• Given task
Using the material that follows, identify and copy each line with the string "page".

• Data shown
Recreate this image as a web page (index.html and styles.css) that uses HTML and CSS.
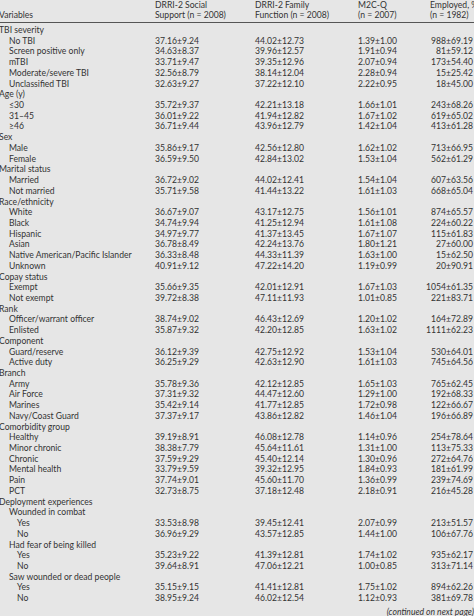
FILE: index.html
```
<!DOCTYPE html>
<html>
<head>
<meta charset="utf-8">
<link rel="stylesheet" href="styles.css">
</head>
<body>
<div class="page">
<table class="tbl">
<colgroup>
<col class="c1"><col class="c2"><col class="c3"><col class="c4"><col class="c5">
</colgroup>
<thead>
<tr><th></th><th>DRRI-2 Social</th><th>DRRI-2 Family</th><th>M2C-Q</th><th class="emp">Employed, %</th></tr>
<tr class="h2"><th>Variables</th><th>Support (n = 2008)</th><th>Function (n = 2008)</th><th>(n = 2007)</th><th class="emp">(n = 1982)</th></tr>
</thead>
<tbody>
<tr class="first"><td>TBI severity</td><td></td><td></td><td></td><td></td></tr>
<tr><td class="i1">No TBI</td><td>37.16±9.24</td><td>44.02±12.73</td><td>1.39±1.00</td><td>988±69.19</td></tr>
<tr><td class="i1">Screen positive only</td><td>34.63±8.37</td><td>39.96±12.57</td><td>1.91±0.94</td><td>81±59.12</td></tr>
<tr><td class="i1">mTBI</td><td>33.71±9.47</td><td>39.35±12.96</td><td>2.07±0.94</td><td>173±54.40</td></tr>
<tr><td class="i1">Moderate/severe TBI</td><td>32.56±8.79</td><td>38.14±12.04</td><td>2.28±0.94</td><td>15±25.42</td></tr>
<tr><td class="i1">Unclassified TBI</td><td>32.63±9.27</td><td>37.22±12.10</td><td>2.22±0.95</td><td>18±45.00</td></tr>
<tr><td>Age (y)</td><td></td><td></td><td></td><td></td></tr>
<tr><td class="i1">≤30</td><td>35.72±9.37</td><td>42.21±13.18</td><td>1.66±1.01</td><td>243±68.26</td></tr>
<tr><td class="i1">31–45</td><td>36.01±9.22</td><td>41.94±12.82</td><td>1.67±1.02</td><td>619±65.02</td></tr>
<tr><td class="i1">≥46</td><td>36.71±9.44</td><td>43.96±12.79</td><td>1.42±1.04</td><td>413±61.28</td></tr>
<tr><td>Sex</td><td></td><td></td><td></td><td></td></tr>
<tr><td class="i1">Male</td><td>35.86±9.17</td><td>42.56±12.80</td><td>1.62±1.02</td><td>713±66.95</td></tr>
<tr><td class="i1">Female</td><td>36.59±9.50</td><td>42.84±13.02</td><td>1.53±1.04</td><td>562±61.29</td></tr>
<tr><td>Marital status</td><td></td><td></td><td></td><td></td></tr>
<tr><td class="i1">Married</td><td>36.72±9.02</td><td>44.02±12.41</td><td>1.54±1.04</td><td>607±63.56</td></tr>
<tr><td class="i1">Not married</td><td>35.71±9.58</td><td>41.44±13.22</td><td>1.61±1.03</td><td>668±65.04</td></tr>
<tr><td>Race/ethnicity</td><td></td><td></td><td></td><td></td></tr>
<tr><td class="i1">White</td><td>36.67±9.07</td><td>43.17±12.75</td><td>1.56±1.01</td><td>874±65.57</td></tr>
<tr><td class="i1">Black</td><td>34.74±9.94</td><td>41.25±12.94</td><td>1.61±1.08</td><td>224±60.22</td></tr>
<tr><td class="i1">Hispanic</td><td>34.97±9.77</td><td>41.37±13.45</td><td>1.67±1.07</td><td>115±61.83</td></tr>
<tr><td class="i1">Asian</td><td>36.78±8.49</td><td>42.24±13.76</td><td>1.80±1.21</td><td>27±60.00</td></tr>
<tr><td class="i1">Native American/Pacific Islander</td><td>36.33±8.48</td><td>44.33±11.39</td><td>1.63±1.00</td><td>15±62.50</td></tr>
<tr><td class="i1">Unknown</td><td>40.91±9.12</td><td>47.22±14.20</td><td>1.19±0.99</td><td>20±90.91</td></tr>
<tr><td>Copay status</td><td></td><td></td><td></td><td></td></tr>
<tr><td class="i1">Exempt</td><td>35.66±9.35</td><td>42.01±12.91</td><td>1.67±1.03</td><td>1054±61.35</td></tr>
<tr><td class="i1">Not exempt</td><td>39.72±8.38</td><td>47.11±11.93</td><td>1.01±0.85</td><td>221±83.71</td></tr>
<tr><td>Rank</td><td></td><td></td><td></td><td></td></tr>
<tr><td class="i1">Officer/warrant officer</td><td>38.74±9.02</td><td>46.43±12.69</td><td>1.20±1.02</td><td>164±72.89</td></tr>
<tr><td class="i1">Enlisted</td><td>35.87±9.32</td><td>42.20±12.85</td><td>1.63±1.02</td><td>1111±62.23</td></tr>
<tr><td>Component</td><td></td><td></td><td></td><td></td></tr>
<tr><td class="i1">Guard/reserve</td><td>36.12±9.39</td><td>42.75±12.92</td><td>1.53±1.04</td><td>530±64.01</td></tr>
<tr><td class="i1">Active duty</td><td>36.25±9.29</td><td>42.63±12.90</td><td>1.61±1.03</td><td>745±64.56</td></tr>
<tr><td>Branch</td><td></td><td></td><td></td><td></td></tr>
<tr><td class="i1">Army</td><td>35.78±9.36</td><td>42.12±12.85</td><td>1.65±1.03</td><td>765±62.45</td></tr>
<tr><td class="i1">Air Force</td><td>37.31±9.32</td><td>44.47±12.60</td><td>1.29±1.00</td><td>192±68.33</td></tr>
<tr><td class="i1">Marines</td><td>35.42±9.14</td><td>41.77±12.85</td><td>1.72±0.98</td><td>122±66.67</td></tr>
<tr><td class="i1">Navy/Coast Guard</td><td>37.37±9.17</td><td>43.86±12.82</td><td>1.46±1.04</td><td>196±66.89</td></tr>
<tr><td>Comorbidity group</td><td></td><td></td><td></td><td></td></tr>
<tr><td class="i1">Healthy</td><td>39.19±8.91</td><td>46.08±12.78</td><td>1.14±0.96</td><td>254±78.64</td></tr>
<tr><td class="i1">Minor chronic</td><td>38.38±7.79</td><td>45.64±11.61</td><td>1.31±1.00</td><td>113±75.33</td></tr>
<tr><td class="i1">Chronic</td><td>37.59±9.29</td><td>45.40±12.14</td><td>1.30±0.96</td><td>272±64.76</td></tr>
<tr><td class="i1">Mental health</td><td>33.79±9.59</td><td>39.32±12.95</td><td>1.84±0.93</td><td>181±61.99</td></tr>
<tr><td class="i1">Pain</td><td>37.74±9.01</td><td>45.60±11.70</td><td>1.36±0.99</td><td>239±74.69</td></tr>
<tr><td class="i1">PCT</td><td>32.73±8.75</td><td>37.18±12.48</td><td>2.18±0.91</td><td>216±45.28</td></tr>
<tr><td>Deployment experiences</td><td></td><td></td><td></td><td></td></tr>
<tr><td class="i1">Wounded in combat</td><td></td><td></td><td></td><td></td></tr>
<tr><td class="i2">Yes</td><td>33.53±8.98</td><td>39.45±12.41</td><td>2.07±0.99</td><td>213±51.57</td></tr>
<tr><td class="i2">No</td><td>36.96±9.29</td><td>43.57±12.85</td><td>1.44±1.00</td><td>106±67.76</td></tr>
<tr><td class="i1">Had fear of being killed</td><td></td><td></td><td></td><td></td></tr>
<tr><td class="i2">Yes</td><td>35.23±9.22</td><td>41.39±12.81</td><td>1.74±1.02</td><td>935±62.17</td></tr>
<tr><td class="i2">No</td><td>39.64±8.91</td><td>47.06±12.21</td><td>1.00±0.85</td><td>313±71.14</td></tr>
<tr><td class="i1">Saw wounded or dead people</td><td></td><td></td><td></td><td></td></tr>
<tr><td class="i2">Yes</td><td>35.15±9.15</td><td>41.41±12.81</td><td>1.75±1.02</td><td>894±62.26</td></tr>
<tr><td class="i2">No</td><td>38.95±9.24</td><td>46.02±12.54</td><td>1.12±0.93</td><td>381±69.78</td></tr>
</tbody>
</table>
<p class="cont">(continued on next page)</p>
</div>
</body>
</html>
```
FILE: styles.css
```
html, body {
  margin: 0;
  padding: 0;
  background: #e6e6e6;
  overflow: hidden;
}
.page {
  width: 478px;
  margin-left: -1px;
  font-family: Lato, "Liberation Sans", sans-serif;
  font-size: 8.6px;
  color: #333333;
}
.tbl {
  border-collapse: collapse;
  table-layout: fixed;
  width: 478px;
}
.c1 { width: 156px; }
.c2 { width: 100px; }
.c3 { width: 103px; }
.c4 { width: 62px; }
.c5 { width: 57px; }
th {
  font-weight: normal;
  text-align: left;
  padding: 0;
  line-height: 10px;
  white-space: nowrap;
}
thead tr.h2 th {
  border-bottom: 1px solid #555555;
  padding-bottom: 2px;
}
th.emp { padding-left: 10px; }
td {
  padding: 0;
  line-height: 10.72px;
  height: 10.72px;
  white-space: nowrap;
}
tbody tr.first td { padding-top: 2px; }
td:last-child { text-align: right; padding-right: 4px; }
td.i1 { padding-left: 10px; }
td.i2 { padding-left: 18px; }
.cont {
  margin: 3px 3px 0 0;
  text-align: right;
  font-style: italic;
  line-height: 10px;
}
```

• Solution
Recreate this image as a web page (index.html and styles.css) that uses HTML and CSS.
<div class="page">
<p class="cont">(continued on next page)</p>
.page {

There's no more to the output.